Yesterday I worked at my desk for most of the day, but I did get outside for a walk with my neighbor, and I did get a chance to mix up the new honey-vanilla frozen yogurt recipe I'd been wanting to try. For some reason, homemade frozen yogurt can be tricky--I think because the water content in the yogurt can get icy. But this recipe's got a bit of gelatin in it, and the result was velvety and delicious. Success, at least so far, though we'll see how it firms up overnight.
It's a dark morning here in the little northern city by the sea, and my thoughts are quiet, scattered. I'd like to spend time with my poem drafts this morning. I have to spend time with the editing project. I need to prep for band rehearsal. I need to read some of Gerard Manley Hopkins's sonnets so that I can talk about them with Teresa tomorrow. In the meantime, I'm absorbed in Hardwick's Sleepless Nights, which is a deeply sad tale that is really no tale at all--it's more like a bundle of photographs that are related to one another but only via the speaker's memory, experiences, or imagination, not because they necessarily intersect with one another. It's a painful book, so filled with sorrow and regret, yet extraordinarily vivid, and I can only read it in short bursts--a kind of self-protection, I suppose; ladling out the beautiful sadness in small doses.

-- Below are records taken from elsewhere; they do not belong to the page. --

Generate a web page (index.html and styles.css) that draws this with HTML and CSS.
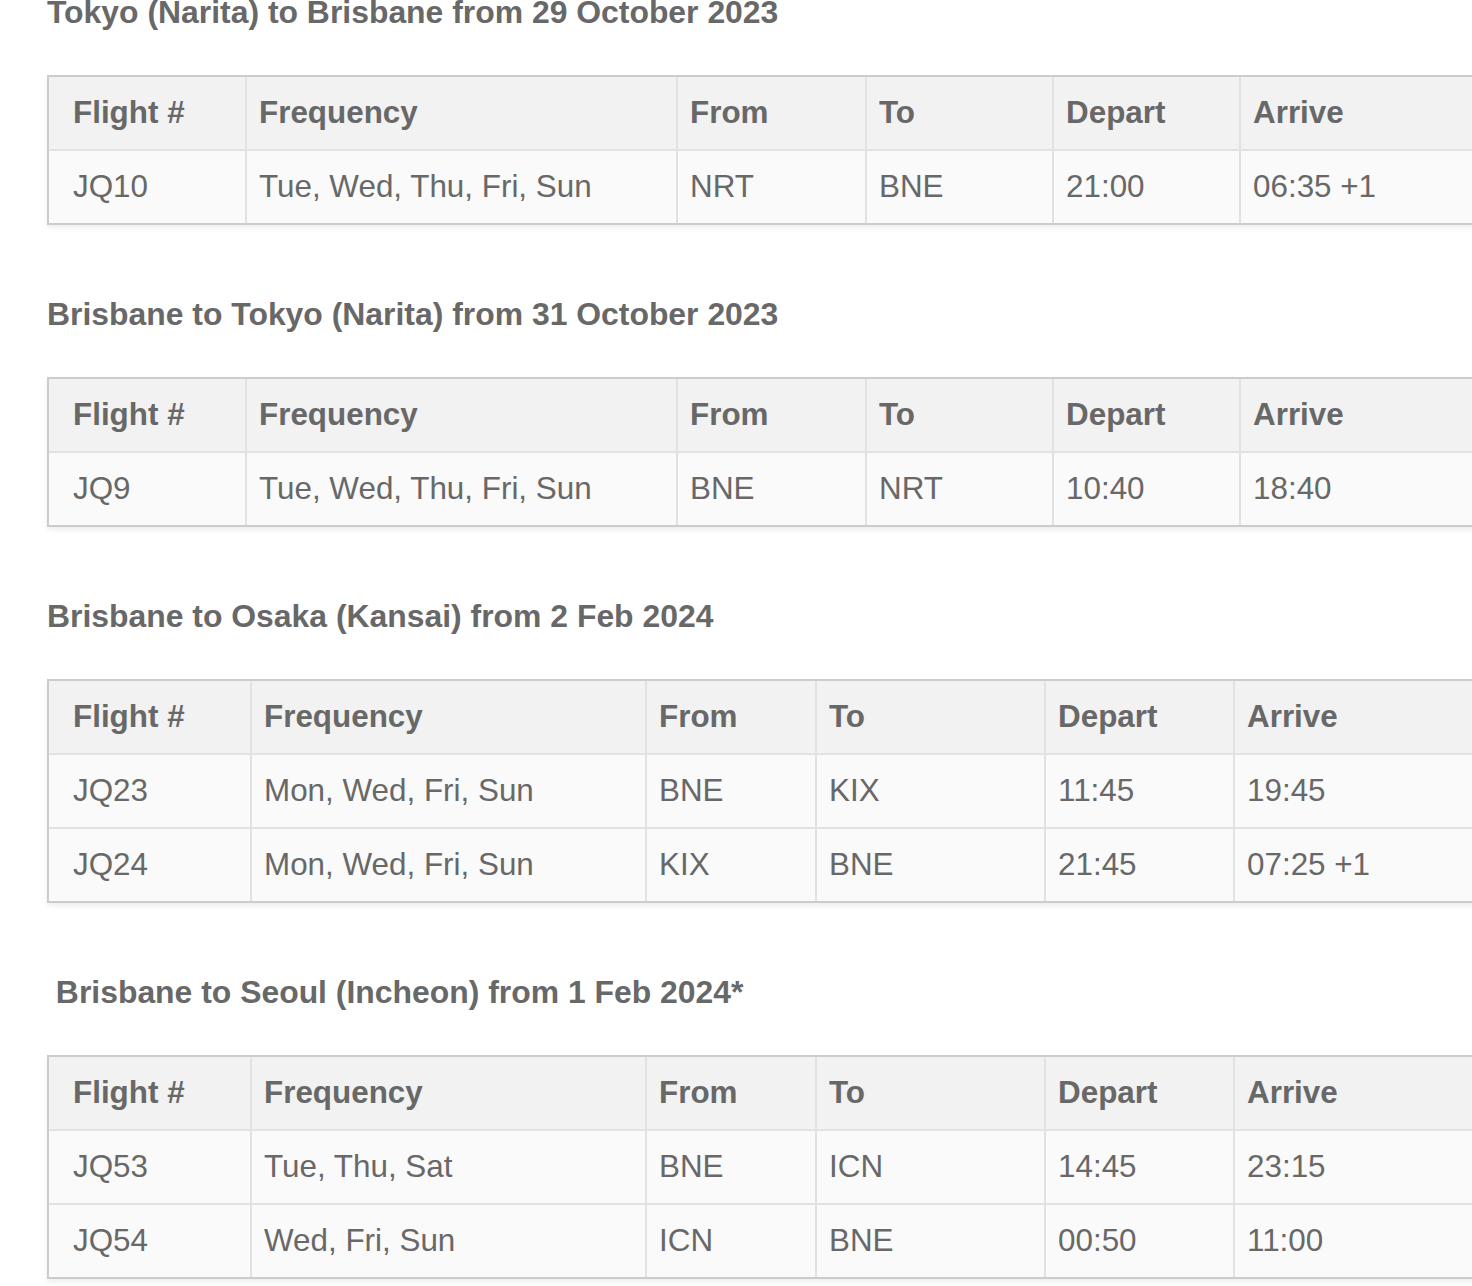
FILE: index.html
```html
<!DOCTYPE html>
<html lang="en">
<head>
<meta charset="utf-8">
<title>Flight schedules</title>
<link rel="stylesheet" href="styles.css">
</head>
<body>
<main class="page">
  <section class="route">
    <h2 class="route-title">Tokyo (Narita) to Brisbane from 29 October 2023</h2>
    <table class="sched sched-a">
      <thead>
        <tr><th class="c1">Flight #</th><th class="c2">Frequency</th><th class="c3">From</th><th class="c4">To</th><th class="c5">Depart</th><th class="c6">Arrive</th></tr>
      </thead>
      <tbody>
        <tr><td>JQ10</td><td>Tue, Wed, Thu, Fri, Sun</td><td>NRT</td><td>BNE</td><td>21:00</td><td>06:35 +1</td></tr>
      </tbody>
    </table>
  </section>
  <section class="route">
    <h2 class="route-title">Brisbane to Tokyo (Narita) from 31 October 2023</h2>
    <table class="sched sched-a">
      <thead>
        <tr><th class="c1">Flight #</th><th class="c2">Frequency</th><th class="c3">From</th><th class="c4">To</th><th class="c5">Depart</th><th class="c6">Arrive</th></tr>
      </thead>
      <tbody>
        <tr><td>JQ9</td><td>Tue, Wed, Thu, Fri, Sun</td><td>BNE</td><td>NRT</td><td>10:40</td><td>18:40</td></tr>
      </tbody>
    </table>
  </section>
  <section class="route">
    <h2 class="route-title">Brisbane to Osaka (Kansai) from 2 Feb 2024</h2>
    <table class="sched sched-b">
      <thead>
        <tr><th class="c1">Flight #</th><th class="c2">Frequency</th><th class="c3">From</th><th class="c4">To</th><th class="c5">Depart</th><th class="c6">Arrive</th></tr>
      </thead>
      <tbody>
        <tr><td>JQ23</td><td>Mon, Wed, Fri, Sun</td><td>BNE</td><td>KIX</td><td>11:45</td><td>19:45</td></tr>
        <tr><td>JQ24</td><td>Mon, Wed, Fri, Sun</td><td>KIX</td><td>BNE</td><td>21:45</td><td>07:25 +1</td></tr>
      </tbody>
    </table>
  </section>
  <section class="route">
    <h2 class="route-title">&nbsp;Brisbane to Seoul (Incheon) from 1 Feb 2024*</h2>
    <table class="sched sched-b">
      <thead>
        <tr><th class="c1">Flight #</th><th class="c2">Frequency</th><th class="c3">From</th><th class="c4">To</th><th class="c5">Depart</th><th class="c6">Arrive</th></tr>
      </thead>
      <tbody>
        <tr><td>JQ53</td><td>Tue, Thu, Sat</td><td>BNE</td><td>ICN</td><td>14:45</td><td>23:15</td></tr>
        <tr><td>JQ54</td><td>Wed, Fri, Sun</td><td>ICN</td><td>BNE</td><td>00:50</td><td>11:00</td></tr>
      </tbody>
    </table>
  </section>
</main>
</body>
</html>
```

FILE: styles.css
```css
html, body {
  margin: 0;
  padding: 0;
  background: #ffffff;
  overflow: hidden;
}

body {
  font-family: "Liberation Sans", Arial, Helvetica, sans-serif;
  color: #686868;
}

.page {
  padding-left: 47px;
  margin-top: -6px;
}

.route {
  margin-bottom: 71px;
}

.route-title {
  margin: 0 0 45px 0;
  font-size: 31.9px;
  line-height: 36px;
  font-weight: bold;
  color: #686868;
  white-space: nowrap;
}

.sched {
  border-collapse: separate;
  border-spacing: 0;
  table-layout: fixed;
  border: 2px solid #cccccc;
  box-shadow: 0 3px 5px rgba(0, 0, 0, 0.07);
  font-size: 31.4px;
  line-height: 36px;
}

.sched th,
.sched td {
  box-sizing: border-box;
  text-align: left;
  padding: 18px 8px 18px 12px;
  border-left: 2px solid #e2e2e2;
  white-space: nowrap;
  vertical-align: top;
}

.sched th {
  background: #f2f2f2;
  font-weight: bold;
}

.sched td {
  background: #fafafa;
  font-weight: normal;
  border-top: 2px solid #e2e2e2;
}

.sched th:first-child,
.sched td:first-child {
  border-left: 0;
  padding-left: 24px;
}

.sched-a { width: 1434px; }
.sched-a .c1 { width: 196px; }
.sched-a .c2 { width: 431px; }
.sched-a .c3 { width: 189px; }
.sched-a .c4 { width: 187px; }
.sched-a .c5 { width: 187px; }
.sched-a .c6 { width: 240px; }

.sched-b { width: 1428px; }
.sched-b .c1 { width: 201px; }
.sched-b .c2 { width: 395px; }
.sched-b .c3 { width: 170px; }
.sched-b .c4 { width: 229px; }
.sched-b .c5 { width: 189px; }
.sched-b .c6 { width: 240px; }
```
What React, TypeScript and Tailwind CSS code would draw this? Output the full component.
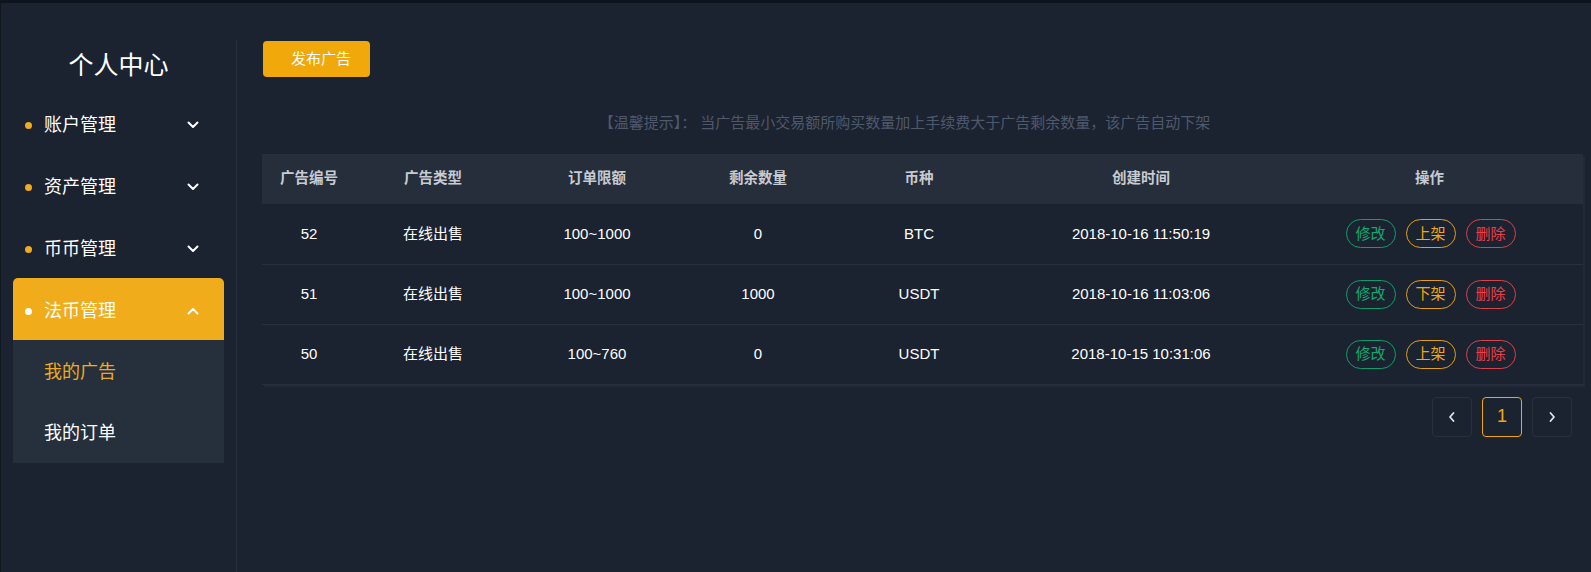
import React from "react";

const FONT = { fontFamily: '"Liberation Sans", "Noto Sans CJK SC", sans-serif' };

function Chevron({ up }: { up?: boolean }) {
  return (
    <svg width="12" height="8" viewBox="0 0 12 8" fill="none" className="shrink-0">
      <path
        d={up ? "M1.5 6.5 L6 2 L10.5 6.5" : "M1.5 1.5 L6 6 L10.5 1.5"}
        stroke="#ffffff"
        strokeWidth="2"
        strokeLinecap="round"
        strokeLinejoin="round"
      />
    </svg>
  );
}

function MenuItem({ label, active }: { label: string; active?: boolean }) {
  return (
    <div
      className={
        "h-[62px] mx-[12px] pl-[12px] pr-[25px] pt-[4px] flex items-center text-[18px] text-white " +
        (active ? "bg-[#f0ac1b] rounded-t-[5px]" : "")
      }
    >
      <span className={"w-[7px] h-[7px] rounded-full " + (active ? "bg-white" : "bg-[#f0ab1f]")} />
      <span className="ml-[12px] flex-1">{label}</span>
      <Chevron up={active} />
    </div>
  );
}

const rows = [
  { id: "52", type: "在线出售", limit: "100~1000", left: "0", coin: "BTC", time: "2018-10-16 11:50:19", shelf: "上架" },
  { id: "51", type: "在线出售", limit: "100~1000", left: "1000", coin: "USDT", time: "2018-10-16 11:03:06", shelf: "下架" },
  { id: "50", type: "在线出售", limit: "100~760", left: "0", coin: "USDT", time: "2018-10-15 10:31:06", shelf: "上架" },
];

const widths = ["w-[94px]", "w-[154px]", "w-[174px]", "w-[148px]", "w-[174px]", "w-[270px]", ""];
const heads = ["广告编号", "广告类型", "订单限额", "剩余数量", "币种", "创建时间", "操作"];

export default function App() {
  return (
    <div
      style={FONT}
      className="w-full h-[572px] bg-[#1b2230] border-t-[3px] border-t-[#0e141d] border-l border-l-[#11171f] flex overflow-hidden"
    >
      {/* sidebar */}
      <aside className="w-[236px] shrink-0 pt-[37px] flex flex-col">
        <div className="flex-1 border-r border-[#283040]">
          <div className="h-[52px] flex items-center justify-center text-[25px] text-white">个人中心</div>
          <MenuItem label="账户管理" />
          <MenuItem label="资产管理" />
          <MenuItem label="币币管理" />
          <MenuItem label="法币管理" active />
          <div className="mx-[12px] bg-[#262f3c] text-[18px]">
            <div className="h-[61px] pt-[4px] flex items-center pl-[31px] text-[#f0ab1f]">我的广告</div>
            <div className="h-[62px] pt-[2px] flex items-center pl-[31px] text-white">我的订单</div>
          </div>
        </div>
      </aside>

      {/* main */}
      <main className="flex-1 pl-[25px] pr-[8px] pt-[38px]">
        <button className="h-[36px] w-[107px] ml-[1px] pl-[28px] text-left rounded-[4px] bg-[#f0a80a] text-white text-[15px]">
          发布广告
        </button>

        <div className="mt-[34px] h-[24px] flex items-center justify-center pr-[36px] text-[15px] text-[#4f596c]">
          【温馨提示】： 当广告最小交易额所购买数量加上手续费大于广告剩余数量，该广告自动下架
        </div>

        <div className="mt-[19px] shadow-[2px_2px_0_#222937]">
          <table className="w-full border-collapse table-fixed text-[15px]">
            <thead>
              <tr className="h-[50px] bg-[#262e3c]">
                {heads.map((h, i) => (
                  <th key={h} className={widths[i] + " font-bold text-[14.5px] text-[#c7cbd2] text-center"}>
                    {h}
                  </th>
                ))}
              </tr>
            </thead>
            <tbody>
              {rows.map((r) => (
                <tr key={r.id} className="h-[60px] border-b border-[#283040] text-white text-center">
                  <td>{r.id}</td>
                  <td>{r.type}</td>
                  <td>{r.limit}</td>
                  <td>{r.left}</td>
                  <td>{r.coin}</td>
                  <td>{r.time}</td>
                  <td>
                    <div className="flex justify-center gap-[10px] pl-[2px]">
                      <span className="w-[50px] h-[29px] rounded-full border border-[#0f9e69] text-[#13a86f] flex items-center justify-center">
                        修改
                      </span>
                      <span className="w-[50px] h-[29px] rounded-full border border-[#e3a010] text-[#f0a80a] flex items-center justify-center">
                        {r.shelf}
                      </span>
                      <span className="w-[50px] h-[29px] rounded-full border border-[#d9424c] text-[#ea3f4a] flex items-center justify-center">
                        删除
                      </span>
                    </div>
                  </td>
                </tr>
              ))}
            </tbody>
          </table>
        </div>

        <div className="mt-[12px] flex justify-end gap-[10px] pr-[11px]">
          <div className="w-[40px] h-[40px] rounded-[4px] border border-[#29313f] flex items-center justify-center">
            <svg width="10" height="14" viewBox="0 0 10 14" fill="none">
              <path d="M6.5 3 L3 7 L6.5 11" stroke="#dfe6f0" strokeWidth="1.8" strokeLinecap="round" strokeLinejoin="round" />
            </svg>
          </div>
          <div className="w-[40px] h-[40px] rounded-[4px] border border-[#f0a80a] flex items-center justify-center text-[18px] text-[#f0a80a]">
            1
          </div>
          <div className="w-[40px] h-[40px] rounded-[4px] border border-[#29313f] flex items-center justify-center">
            <svg width="10" height="14" viewBox="0 0 10 14" fill="none">
              <path d="M3.5 3 L7 7 L3.5 11" stroke="#dfe6f0" strokeWidth="1.8" strokeLinecap="round" strokeLinejoin="round" />
            </svg>
          </div>
        </div>
      </main>
    </div>
  );
}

Otherwise, what am I doing? what am I here for? what matters? I am watching the small birds move through the bare trees and shrubberies. I am sweeping the dirt from the floors. I am carrying a cup of coffee upstairs to my beloved. I am trembling like a human being in a small bubble of self-doubt and foreboding, which is also a small bubble of everyday sweetness. It is the same old story.